* _Aim_:
Gather from the listing below each line that includes the word "table", and copy it.

* _Supplied information_:
** Start **

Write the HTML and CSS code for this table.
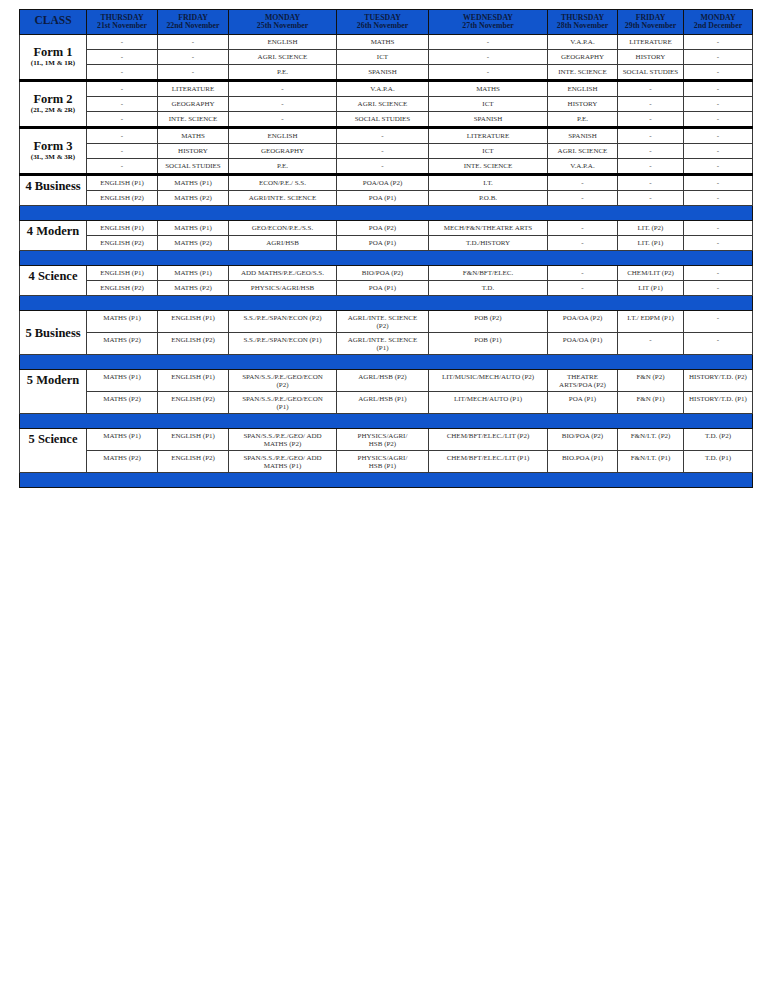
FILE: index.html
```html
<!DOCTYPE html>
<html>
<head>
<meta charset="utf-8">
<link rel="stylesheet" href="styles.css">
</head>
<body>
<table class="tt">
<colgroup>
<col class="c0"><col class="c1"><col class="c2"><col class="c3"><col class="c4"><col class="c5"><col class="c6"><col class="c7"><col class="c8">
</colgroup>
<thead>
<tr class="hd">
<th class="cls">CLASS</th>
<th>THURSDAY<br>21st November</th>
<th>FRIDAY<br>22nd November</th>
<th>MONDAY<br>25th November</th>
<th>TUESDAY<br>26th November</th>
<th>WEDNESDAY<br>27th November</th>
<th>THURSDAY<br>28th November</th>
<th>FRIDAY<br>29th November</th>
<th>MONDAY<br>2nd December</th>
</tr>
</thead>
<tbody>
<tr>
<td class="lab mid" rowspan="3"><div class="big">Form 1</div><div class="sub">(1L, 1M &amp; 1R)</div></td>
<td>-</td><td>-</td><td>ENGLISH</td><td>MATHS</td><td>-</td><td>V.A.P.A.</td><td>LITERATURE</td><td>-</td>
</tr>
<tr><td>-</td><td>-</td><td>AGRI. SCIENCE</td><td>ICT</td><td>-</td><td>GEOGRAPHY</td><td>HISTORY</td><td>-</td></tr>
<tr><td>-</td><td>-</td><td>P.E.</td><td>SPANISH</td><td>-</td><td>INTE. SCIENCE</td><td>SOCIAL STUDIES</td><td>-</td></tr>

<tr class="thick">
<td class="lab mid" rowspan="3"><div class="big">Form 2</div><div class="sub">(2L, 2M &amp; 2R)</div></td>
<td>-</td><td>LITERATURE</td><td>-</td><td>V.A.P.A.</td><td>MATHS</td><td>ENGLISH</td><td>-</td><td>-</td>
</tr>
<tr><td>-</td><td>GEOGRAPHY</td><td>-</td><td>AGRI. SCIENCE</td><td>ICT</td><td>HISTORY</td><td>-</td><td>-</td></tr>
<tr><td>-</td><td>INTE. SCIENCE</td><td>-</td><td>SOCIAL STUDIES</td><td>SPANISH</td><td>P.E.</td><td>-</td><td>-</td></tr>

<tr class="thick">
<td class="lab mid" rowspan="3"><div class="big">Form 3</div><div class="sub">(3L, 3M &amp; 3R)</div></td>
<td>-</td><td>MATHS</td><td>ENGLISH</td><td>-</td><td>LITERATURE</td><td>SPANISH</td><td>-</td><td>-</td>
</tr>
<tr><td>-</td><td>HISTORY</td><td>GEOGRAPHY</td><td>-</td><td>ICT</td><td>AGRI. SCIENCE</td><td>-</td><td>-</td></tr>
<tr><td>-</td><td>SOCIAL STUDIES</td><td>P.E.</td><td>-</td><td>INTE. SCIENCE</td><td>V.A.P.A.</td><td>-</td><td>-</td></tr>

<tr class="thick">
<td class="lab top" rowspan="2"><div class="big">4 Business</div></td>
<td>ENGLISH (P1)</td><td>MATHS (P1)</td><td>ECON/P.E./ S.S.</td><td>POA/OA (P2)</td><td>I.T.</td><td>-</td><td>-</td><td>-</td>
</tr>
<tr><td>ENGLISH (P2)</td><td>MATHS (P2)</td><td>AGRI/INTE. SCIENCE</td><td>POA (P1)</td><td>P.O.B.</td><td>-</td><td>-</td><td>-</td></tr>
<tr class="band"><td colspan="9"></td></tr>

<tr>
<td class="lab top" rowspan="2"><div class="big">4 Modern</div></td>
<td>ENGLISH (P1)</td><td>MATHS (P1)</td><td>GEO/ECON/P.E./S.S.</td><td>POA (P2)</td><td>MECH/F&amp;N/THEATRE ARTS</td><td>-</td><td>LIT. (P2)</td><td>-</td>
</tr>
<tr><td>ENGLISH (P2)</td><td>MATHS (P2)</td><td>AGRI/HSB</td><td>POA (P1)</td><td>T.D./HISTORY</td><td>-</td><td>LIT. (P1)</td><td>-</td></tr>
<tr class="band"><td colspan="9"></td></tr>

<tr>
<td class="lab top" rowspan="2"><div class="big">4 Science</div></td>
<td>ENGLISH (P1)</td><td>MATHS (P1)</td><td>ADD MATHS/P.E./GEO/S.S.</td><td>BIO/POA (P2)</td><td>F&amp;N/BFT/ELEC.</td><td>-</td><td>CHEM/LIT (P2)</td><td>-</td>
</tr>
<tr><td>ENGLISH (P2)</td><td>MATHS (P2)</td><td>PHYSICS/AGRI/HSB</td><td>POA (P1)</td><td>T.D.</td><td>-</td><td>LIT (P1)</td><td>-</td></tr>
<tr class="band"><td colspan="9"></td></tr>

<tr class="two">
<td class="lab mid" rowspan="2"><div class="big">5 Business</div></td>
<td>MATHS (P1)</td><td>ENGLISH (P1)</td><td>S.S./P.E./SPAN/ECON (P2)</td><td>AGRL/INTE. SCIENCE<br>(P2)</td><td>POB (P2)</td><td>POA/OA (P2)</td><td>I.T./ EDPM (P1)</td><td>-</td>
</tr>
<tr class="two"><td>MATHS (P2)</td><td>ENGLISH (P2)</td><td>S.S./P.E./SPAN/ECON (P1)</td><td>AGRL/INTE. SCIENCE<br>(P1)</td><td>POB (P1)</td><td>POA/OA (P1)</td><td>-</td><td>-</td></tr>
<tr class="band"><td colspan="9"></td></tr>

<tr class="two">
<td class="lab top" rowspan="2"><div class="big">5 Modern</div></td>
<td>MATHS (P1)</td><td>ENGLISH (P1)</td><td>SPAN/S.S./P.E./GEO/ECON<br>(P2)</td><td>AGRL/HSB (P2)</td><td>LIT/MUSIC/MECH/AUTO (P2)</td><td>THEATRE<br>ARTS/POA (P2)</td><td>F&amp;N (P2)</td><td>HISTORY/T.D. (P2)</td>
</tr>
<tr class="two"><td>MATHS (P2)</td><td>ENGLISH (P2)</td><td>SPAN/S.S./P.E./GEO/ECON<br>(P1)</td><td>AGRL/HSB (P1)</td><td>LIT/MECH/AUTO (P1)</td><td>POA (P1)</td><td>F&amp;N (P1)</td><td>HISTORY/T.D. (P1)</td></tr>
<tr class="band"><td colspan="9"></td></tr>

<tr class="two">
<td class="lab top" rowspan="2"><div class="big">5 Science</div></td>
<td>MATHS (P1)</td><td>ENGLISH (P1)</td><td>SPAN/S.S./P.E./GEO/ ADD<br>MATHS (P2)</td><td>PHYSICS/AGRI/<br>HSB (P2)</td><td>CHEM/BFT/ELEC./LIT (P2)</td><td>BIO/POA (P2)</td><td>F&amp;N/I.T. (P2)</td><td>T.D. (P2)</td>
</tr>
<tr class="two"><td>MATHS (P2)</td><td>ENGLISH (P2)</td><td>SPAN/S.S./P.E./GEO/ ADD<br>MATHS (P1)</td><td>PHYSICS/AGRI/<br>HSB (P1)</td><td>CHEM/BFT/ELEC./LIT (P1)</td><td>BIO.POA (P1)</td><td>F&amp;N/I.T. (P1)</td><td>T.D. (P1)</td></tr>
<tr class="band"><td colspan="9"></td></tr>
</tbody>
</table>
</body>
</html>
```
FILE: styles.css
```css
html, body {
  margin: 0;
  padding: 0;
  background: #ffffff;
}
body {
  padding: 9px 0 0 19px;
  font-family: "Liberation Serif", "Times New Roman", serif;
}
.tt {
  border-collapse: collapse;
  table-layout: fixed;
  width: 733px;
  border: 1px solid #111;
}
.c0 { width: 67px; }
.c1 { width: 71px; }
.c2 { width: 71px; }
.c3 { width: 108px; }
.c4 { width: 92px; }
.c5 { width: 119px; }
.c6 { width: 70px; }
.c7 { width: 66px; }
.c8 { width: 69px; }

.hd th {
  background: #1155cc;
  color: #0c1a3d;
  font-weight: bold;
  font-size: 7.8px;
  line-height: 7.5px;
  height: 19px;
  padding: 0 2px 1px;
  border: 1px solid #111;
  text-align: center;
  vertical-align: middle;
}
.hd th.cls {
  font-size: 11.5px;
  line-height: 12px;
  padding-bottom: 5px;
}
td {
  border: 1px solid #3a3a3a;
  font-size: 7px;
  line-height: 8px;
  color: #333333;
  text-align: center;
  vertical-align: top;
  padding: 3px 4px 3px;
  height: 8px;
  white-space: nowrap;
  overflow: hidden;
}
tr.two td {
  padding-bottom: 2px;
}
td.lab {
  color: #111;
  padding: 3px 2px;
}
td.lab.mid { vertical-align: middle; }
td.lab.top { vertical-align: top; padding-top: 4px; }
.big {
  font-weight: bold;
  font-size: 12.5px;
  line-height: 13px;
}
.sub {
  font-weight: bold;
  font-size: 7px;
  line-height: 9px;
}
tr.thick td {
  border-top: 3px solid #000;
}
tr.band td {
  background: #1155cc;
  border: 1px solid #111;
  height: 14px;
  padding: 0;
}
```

** End **

* _Answer_:
Write the HTML and CSS code for this table.
<table class="tt">
</table>
  table-layout: fixed;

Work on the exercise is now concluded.